Later my brother Percy married Mr. Lambden's sister, Mary. So off we went again, this time to a house in Palmerston Road, Upper Parkstone which we rented for a year but it was too expensive so we left and went to live in Florence Road where the trains screamed past all night. Luckily you could rent a house quite easily in any road in those days.

During this time the Poole Council built a lodge in Alexandra Park and we went to live there as George had left Poole Park to work as the bowling green keeper at Alexandra Park. So off we went again. During the first six months we all went through hell. It was winter time and the walls of the lodge were running with water and we could not get any heat in the house.
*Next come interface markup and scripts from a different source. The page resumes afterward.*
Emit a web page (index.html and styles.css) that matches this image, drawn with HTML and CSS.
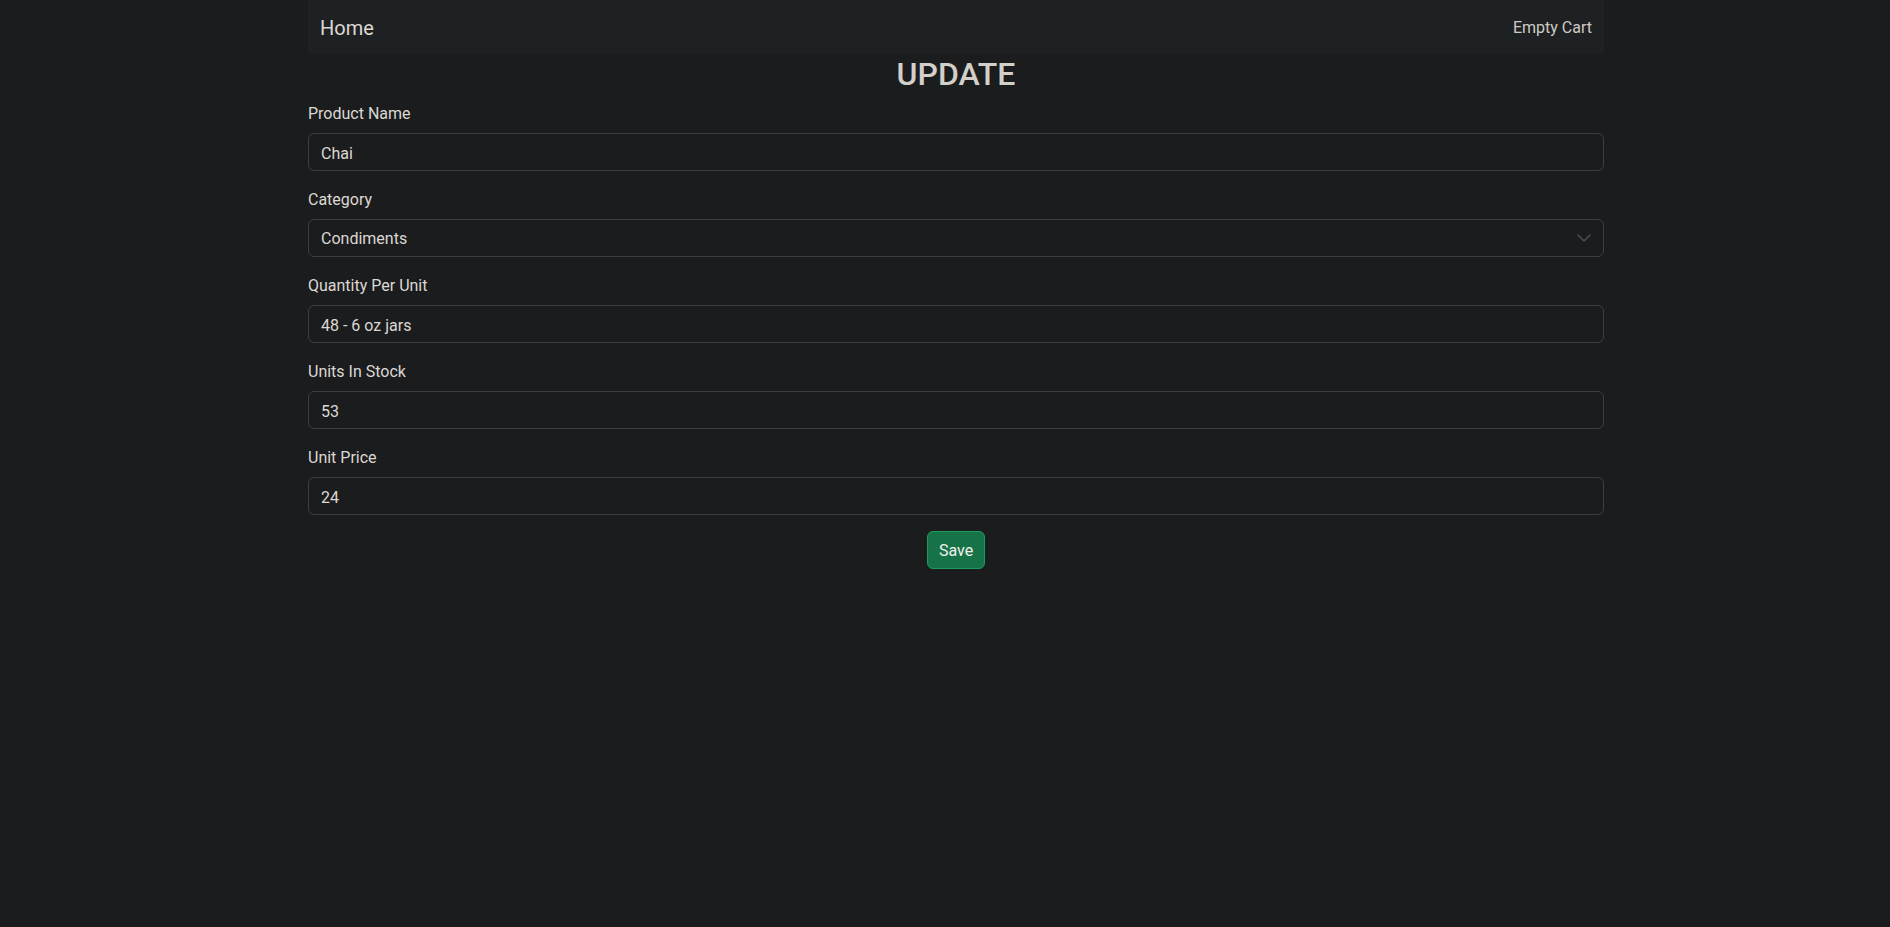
FILE: index.html
```html
<!DOCTYPE html>
<html lang="en">
<head>
<meta charset="utf-8">
<title>Update</title>
<link rel="stylesheet" href="styles.css">
</head>
<body>
<div class="container">
  <nav class="navbar">
    <a class="brand" href="#">Home</a>
    <a class="nav-link" href="#">Empty Cart</a>
  </nav>
  <h2 class="title">UPDATE</h2>
  <form class="form">
    <div class="group">
      <label class="label" for="name">Product Name</label>
      <input class="control" id="name" type="text" value="Chai">
    </div>
    <div class="group">
      <label class="label" for="cat">Category</label>
      <div class="select-wrap">
        <select class="control select" id="cat">
          <option>Condiments</option>
        </select>
        <svg class="chevron" width="16" height="16" viewBox="0 0 16 16"><path d="M2 5l6 6 6-6" fill="none" stroke="currentColor" stroke-width="1.5" stroke-linecap="round" stroke-linejoin="round"/></svg>
      </div>
    </div>
    <div class="group">
      <label class="label" for="qty">Quantity Per Unit</label>
      <input class="control" id="qty" type="text" value="48 - 6 oz jars">
    </div>
    <div class="group">
      <label class="label" for="stock">Units In Stock</label>
      <input class="control" id="stock" type="text" value="53">
    </div>
    <div class="group">
      <label class="label" for="price">Unit Price</label>
      <input class="control" id="price" type="text" value="24">
    </div>
    <div class="actions">
      <button class="btn" type="button">Save</button>
    </div>
  </form>
</div>
</body>
</html>
```
FILE: styles.css
```css
* { box-sizing: border-box; }
html, body { height: 100%; }
body {
  margin: 0;
  padding: 0 0 0 22px;
  background: #1b1c1e;
  color: #dcd8d2;
  font-family: Roboto, "Noto Sans", "Liberation Sans", sans-serif;
  font-size: 16px;
  line-height: 24px;
}
.container {
  max-width: 1296px;
  margin: 0 auto;
}
.navbar {
  height: 54px;
  background: #1e2123;
  display: flex;
  justify-content: space-between;
  align-items: center;
  padding: 2px 12px 0;
}
.brand {
  color: #dcd8d2;
  text-decoration: none;
  font-size: 20px;
  line-height: 30px;
}
.nav-link {
  color: #cfcac3;
  text-decoration: none;
  font-size: 16px;
}
.title {
  margin: 0 0 8px;
  text-align: center;
  font-size: 32px;
  line-height: 38px;
  font-weight: 500;
  color: #d3cfc9;
  padding-top: 1px;
}
.form { margin: 0; }
.group { margin-bottom: 16px; }
.label {
  display: block;
  margin-bottom: 7px;
  padding-top: 1px;
  color: #dcd8d2;
}
.control {
  display: block;
  width: 100%;
  height: 38px;
  padding: 7px 12px 5px;
  border: 1px solid #3b3f42;
  border-radius: 6px;
  background: #1b1c1e;
  color: #dcd8d2;
  font: inherit;
  outline: none;
}
.select-wrap { position: relative; }
.select {
  appearance: none;
  -webkit-appearance: none;
}
.chevron {
  position: absolute;
  right: 12px;
  top: 11px;
  color: #4b5054;
  pointer-events: none;
}
.actions {
  display: flex;
  justify-content: center;
}
.btn {
  height: 38px;
  padding: 7px 11px 5px;
  border: 1px solid #1d9a5e;
  border-radius: 6px;
  background: #157347;
  color: #f2f0ed;
  font: inherit;
  cursor: pointer;
}
```
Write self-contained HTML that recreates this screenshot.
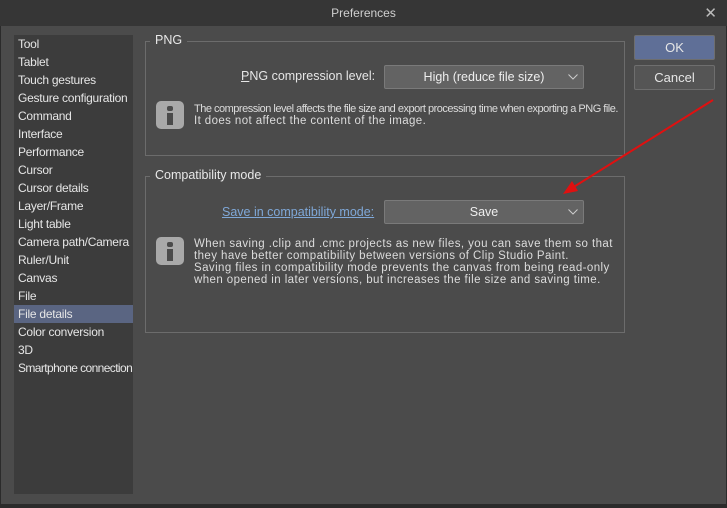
<!DOCTYPE html><html><head><style>
body{margin:0;width:727px;height:508px;background:#2b2b2b;font-family:"Liberation Sans","Noto Sans CJK KR",sans-serif;color:#e6e6e6;position:relative;overflow:hidden;font-size:12.5px}
.a{position:absolute}
.title{left:0;top:0;width:727px;height:26px;background:#363636;text-align:center;line-height:27px;font-size:12px;color:#cfcfcf}
.body{left:1px;top:26px;width:725px;height:478px;background:#4b4b4b}
.side{left:14px;top:35px;width:119px;height:459px;background:#3c3c3c;font-size:12px;letter-spacing:-0.25px}
.side div{height:18px;line-height:18px;padding-left:4px;white-space:nowrap;overflow:hidden}
.sel{background:#5a6582}
.grp{border:1px solid #6c6c6c}
.leg{background:#4b4b4b;padding:0 5px;font-size:12.5px;color:#e8e8e8}
.dd{background:#636363;border:1px solid #7a7a7a;border-radius:2px;text-align:center;line-height:22px;color:#eee}
.dd svg{position:absolute;right:5px;top:8px}
.ic{width:28px;height:28px;background:#a9a9a9;border-radius:5px}
.ic:before{content:"";position:absolute;left:11px;top:5px;width:6px;height:5px;background:#4b4b4b;border-radius:2px}
.ic:after{content:"";position:absolute;left:11px;top:12px;width:6px;height:12px;background:#4b4b4b}
.txt{font-size:11.5px;line-height:12px;color:#dcdcdc;white-space:nowrap}
.btn{width:79px;height:23px;border:1px solid #6e6e6e;border-radius:2px;text-align:center;line-height:23px;font-size:13px}
</style></head><body>
<div class="a title">Preferences</div>
<div class="a" style="right:10px;top:4px;font-size:15px;color:#bbb">✕</div>
<div class="a body"></div>
<div class="a side">
<div style="margin-top:0">Tool</div><div>Tablet</div><div>Touch gestures</div><div>Gesture configuration</div><div>Command</div><div>Interface</div><div>Performance</div><div>Cursor</div><div>Cursor details</div><div>Layer/Frame</div><div>Light table</div><div>Camera path/Camera</div><div>Ruler/Unit</div><div>Canvas</div><div>File</div><div class="sel">File details</div><div>Color conversion</div><div>3D</div><div style="letter-spacing:-0.6px">Smartphone connection</div>
</div>
<div class="a grp" style="left:145px;top:41px;width:478px;height:113px"></div>
<div class="a leg" style="left:150px;top:33px">PNG</div>
<div class="a" style="left:241px;top:69px"><u>P</u>NG compression level:</div>
<div class="a dd" style="left:384px;top:65px;width:198px;height:22px">High (reduce file size)<svg width="10" height="6"><path d="M0.5 0.5L5 5L9.5 0.5" stroke="#ccc" fill="none"/></svg></div>
<div class="a ic" style="left:156px;top:101px"></div>
<div class="a txt" style="left:194px;top:103px;letter-spacing:-0.5px;font-size:11px">The compression level affects the file size and export processing time when exporting a PNG file.</div>
<div class="a txt" style="left:194px;top:115px;letter-spacing:0.4px">It does not affect the content of the image.</div>
<div class="a grp" style="left:145px;top:176px;width:478px;height:155px"></div>
<div class="a leg" style="left:150px;top:168px">Compatibility mode</div>
<div class="a" style="left:222px;top:205px;color:#7fa8d8;text-decoration:underline">Save in compatibility mode:</div>
<div class="a dd" style="left:384px;top:200px;width:198px;height:22px">Save<svg width="10" height="6"><path d="M0.5 0.5L5 5L9.5 0.5" stroke="#ccc" fill="none"/></svg></div>
<div class="a ic" style="left:156px;top:237px"></div>
<div class="a txt" style="left:194px;top:238px;letter-spacing:0.42px">When saving .clip and .cmc projects as new files, you can save them so that<br>they have better compatibility between versions of Clip Studio Paint.<br>Saving files in compatibility mode prevents the canvas from being read-only<br>when opened in later versions, but increases the file size and saving time.</div>
<div class="a btn" style="left:634px;top:35px;background:#5f6f97">OK</div>
<div class="a btn" style="left:634px;top:65px;background:#555">Cancel</div>
<svg class="a" style="left:0;top:0" width="727" height="508"><line x1="713" y1="100" x2="572" y2="188" stroke="#e01010" stroke-width="2"/><polygon points="563,194 572,181 578,191" fill="#e01010"/></svg>
</body></html>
All we had was smoke - it came into the room instead of going up the chimney. For weeks I was going to the Council, complaining but they did not believe me.

One day when I was trying to convince them once more, I was so upset because Betty and Norman were ill in bed, the walls were still damp and the water was running down the staircase, that I nearly fainted. Not until then did they do anything.

They called a car and took me home and then started their investigations. It transpired that the workmen dropped six bricks down the chimney when building as a grudge against the foreman. Everything was thrown into chaos and the chimney had to be taken down. All this time we were all freezing cold with no heat at all. Several Council officials and workmen had to go on the carpet and nearly lost their jobs. The Borough Engineer, Mr. Goodacre asked if he could visit me. When he arrived he had brought his wife with him, no doubt he was afraid to come alone.